Namun, keterampilan digital ini juga membawa tantangan baru. Di tengah derasnya arus informasi, kemampuan untuk berpikir kritis, menyaring hoaks, dan menjaga etika digital menjadi sangat penting. Ketergantungan pada internet juga membuat mereka rentan terhadap distraksi, tekanan sosial, dan ekspektasi tinggi yang dibentuk media sosial.

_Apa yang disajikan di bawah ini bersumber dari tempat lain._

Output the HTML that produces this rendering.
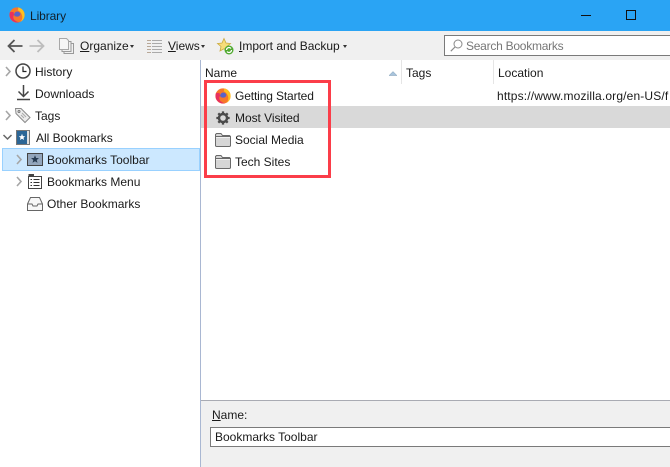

Generasi Z, walaupun terlihat lincah secara digital, tak sedikit dari mereka merasa lelah dan jenuh dengan eksistensi virtual yang terus-menerus menuntut perhatian. Di sinilah muncul kebutuhan akan keseimbangan: antara kecakapan teknologi dan kepekaan diri, antara dunia maya dan kenyataan. Generasi ini pintar secara digital, tapi juga perlu dukungan untuk membentuk identitas yang sehat dan autentik.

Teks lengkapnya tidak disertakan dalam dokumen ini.